──────── RAW DATA ────────
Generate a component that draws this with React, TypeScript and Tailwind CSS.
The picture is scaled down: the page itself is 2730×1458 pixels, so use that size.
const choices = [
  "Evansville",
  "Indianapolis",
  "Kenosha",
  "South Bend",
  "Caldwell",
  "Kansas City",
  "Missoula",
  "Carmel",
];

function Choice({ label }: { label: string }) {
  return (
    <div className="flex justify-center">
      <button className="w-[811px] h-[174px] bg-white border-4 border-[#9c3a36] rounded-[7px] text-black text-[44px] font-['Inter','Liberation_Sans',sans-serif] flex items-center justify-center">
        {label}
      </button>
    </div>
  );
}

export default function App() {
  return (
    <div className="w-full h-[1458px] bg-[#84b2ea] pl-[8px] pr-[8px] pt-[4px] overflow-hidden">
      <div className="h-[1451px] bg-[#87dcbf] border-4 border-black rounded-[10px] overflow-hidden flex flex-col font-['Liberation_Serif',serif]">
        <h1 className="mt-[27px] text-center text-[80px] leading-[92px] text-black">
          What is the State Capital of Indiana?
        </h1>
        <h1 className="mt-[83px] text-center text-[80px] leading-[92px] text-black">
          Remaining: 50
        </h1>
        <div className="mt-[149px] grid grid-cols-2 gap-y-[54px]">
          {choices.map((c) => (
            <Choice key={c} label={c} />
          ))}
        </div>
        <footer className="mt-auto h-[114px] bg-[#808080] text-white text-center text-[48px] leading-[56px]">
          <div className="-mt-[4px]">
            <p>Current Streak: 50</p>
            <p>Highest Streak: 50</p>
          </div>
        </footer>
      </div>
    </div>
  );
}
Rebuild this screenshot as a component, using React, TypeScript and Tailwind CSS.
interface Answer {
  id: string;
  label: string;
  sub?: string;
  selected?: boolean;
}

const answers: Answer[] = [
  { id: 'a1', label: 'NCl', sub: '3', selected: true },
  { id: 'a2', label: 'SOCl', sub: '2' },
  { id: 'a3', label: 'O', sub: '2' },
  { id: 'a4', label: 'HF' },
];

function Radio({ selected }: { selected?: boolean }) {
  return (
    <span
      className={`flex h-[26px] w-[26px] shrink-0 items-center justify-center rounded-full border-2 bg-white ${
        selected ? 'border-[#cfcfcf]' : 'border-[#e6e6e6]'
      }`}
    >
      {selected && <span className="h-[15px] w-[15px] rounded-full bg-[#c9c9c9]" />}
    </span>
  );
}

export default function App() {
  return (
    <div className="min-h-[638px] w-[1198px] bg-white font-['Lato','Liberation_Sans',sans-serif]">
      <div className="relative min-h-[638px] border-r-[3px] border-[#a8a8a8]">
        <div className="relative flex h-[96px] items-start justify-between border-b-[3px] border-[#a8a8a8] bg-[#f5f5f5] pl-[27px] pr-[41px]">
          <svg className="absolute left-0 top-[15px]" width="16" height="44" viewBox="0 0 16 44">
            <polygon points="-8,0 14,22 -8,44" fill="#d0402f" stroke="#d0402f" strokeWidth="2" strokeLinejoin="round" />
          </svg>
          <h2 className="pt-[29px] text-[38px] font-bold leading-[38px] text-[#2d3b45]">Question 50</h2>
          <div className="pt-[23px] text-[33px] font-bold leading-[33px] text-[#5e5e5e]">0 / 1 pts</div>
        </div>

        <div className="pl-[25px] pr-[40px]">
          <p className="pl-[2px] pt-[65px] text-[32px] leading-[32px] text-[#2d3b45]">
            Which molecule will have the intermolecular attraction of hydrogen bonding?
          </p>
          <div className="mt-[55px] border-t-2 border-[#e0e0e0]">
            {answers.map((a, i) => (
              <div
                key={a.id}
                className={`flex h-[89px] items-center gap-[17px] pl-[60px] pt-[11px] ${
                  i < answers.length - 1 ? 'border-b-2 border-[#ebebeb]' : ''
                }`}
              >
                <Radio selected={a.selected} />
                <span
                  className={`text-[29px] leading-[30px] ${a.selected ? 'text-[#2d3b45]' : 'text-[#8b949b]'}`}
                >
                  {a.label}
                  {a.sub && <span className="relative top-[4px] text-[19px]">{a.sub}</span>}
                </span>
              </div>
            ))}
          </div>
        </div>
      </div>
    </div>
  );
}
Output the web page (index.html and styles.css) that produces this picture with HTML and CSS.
────────
- PROBLEM STATEMENT
Reproduce the complete data exactly as presented above.

- THE REPLY
Generate a component that draws this with React, TypeScript and Tailwind CSS.
The picture is scaled down: the page itself is 2730×1458 pixels, so use that size.
const choices = [
  "Evansville",
  "Indianapolis",
  "Kenosha",
  "South Bend",
  "Caldwell",
  "Kansas City",
  "Missoula",
  "Carmel",
];

function Choice({ label }: { label: string }) {
  return (
    <div className="flex justify-center">
      <button className="w-[811px] h-[174px] bg-white border-4 border-[#9c3a36] rounded-[7px] text-black text-[44px] font-['Inter','Liberation_Sans',sans-serif] flex items-center justify-center">
        {label}
      </button>
    </div>
  );
}

export default function App() {
  return (
    <div className="w-full h-[1458px] bg-[#84b2ea] pl-[8px] pr-[8px] pt-[4px] overflow-hidden">
      <div className="h-[1451px] bg-[#87dcbf] border-4 border-black rounded-[10px] overflow-hidden flex flex-col font-['Liberation_Serif',serif]">
        <h1 className="mt-[27px] text-center text-[80px] leading-[92px] text-black">
          What is the State Capital of Indiana?
        </h1>
        <h1 className="mt-[83px] text-center text-[80px] leading-[92px] text-black">
          Remaining: 50
        </h1>
        <div className="mt-[149px] grid grid-cols-2 gap-y-[54px]">
          {choices.map((c) => (
            <Choice key={c} label={c} />
          ))}
        </div>
        <footer className="mt-auto h-[114px] bg-[#808080] text-white text-center text-[48px] leading-[56px]">
          <div className="-mt-[4px]">
            <p>Current Streak: 50</p>
            <p>Highest Streak: 50</p>
          </div>
        </footer>
      </div>
    </div>
  );
}
Rebuild this screenshot as a component, using React, TypeScript and Tailwind CSS.
interface Answer {
  id: string;
  label: string;
  sub?: string;
  selected?: boolean;
}

const answers: Answer[] = [
  { id: 'a1', label: 'NCl', sub: '3', selected: true },
  { id: 'a2', label: 'SOCl', sub: '2' },
  { id: 'a3', label: 'O', sub: '2' },
  { id: 'a4', label: 'HF' },
];

function Radio({ selected }: { selected?: boolean }) {
  return (
    <span
      className={`flex h-[26px] w-[26px] shrink-0 items-center justify-center rounded-full border-2 bg-white ${
        selected ? 'border-[#cfcfcf]' : 'border-[#e6e6e6]'
      }`}
    >
      {selected && <span className="h-[15px] w-[15px] rounded-full bg-[#c9c9c9]" />}
    </span>
  );
}

export default function App() {
  return (
    <div className="min-h-[638px] w-[1198px] bg-white font-['Lato','Liberation_Sans',sans-serif]">
      <div className="relative min-h-[638px] border-r-[3px] border-[#a8a8a8]">
        <div className="relative flex h-[96px] items-start justify-between border-b-[3px] border-[#a8a8a8] bg-[#f5f5f5] pl-[27px] pr-[41px]">
          <svg className="absolute left-0 top-[15px]" width="16" height="44" viewBox="0 0 16 44">
            <polygon points="-8,0 14,22 -8,44" fill="#d0402f" stroke="#d0402f" strokeWidth="2" strokeLinejoin="round" />
          </svg>
          <h2 className="pt-[29px] text-[38px] font-bold leading-[38px] text-[#2d3b45]">Question 50</h2>
          <div className="pt-[23px] text-[33px] font-bold leading-[33px] text-[#5e5e5e]">0 / 1 pts</div>
        </div>

        <div className="pl-[25px] pr-[40px]">
          <p className="pl-[2px] pt-[65px] text-[32px] leading-[32px] text-[#2d3b45]">
            Which molecule will have the intermolecular attraction of hydrogen bonding?
          </p>
          <div className="mt-[55px] border-t-2 border-[#e0e0e0]">
            {answers.map((a, i) => (
              <div
                key={a.id}
                className={`flex h-[89px] items-center gap-[17px] pl-[60px] pt-[11px] ${
                  i < answers.length - 1 ? 'border-b-2 border-[#ebebeb]' : ''
                }`}
              >
                <Radio selected={a.selected} />
                <span
                  className={`text-[29px] leading-[30px] ${a.selected ? 'text-[#2d3b45]' : 'text-[#8b949b]'}`}
                >
                  {a.label}
                  {a.sub && <span className="relative top-[4px] text-[19px]">{a.sub}</span>}
                </span>
              </div>
            ))}
          </div>
        </div>
      </div>
    </div>
  );
}
Output the web page (index.html and styles.css) that produces this picture with HTML and CSS.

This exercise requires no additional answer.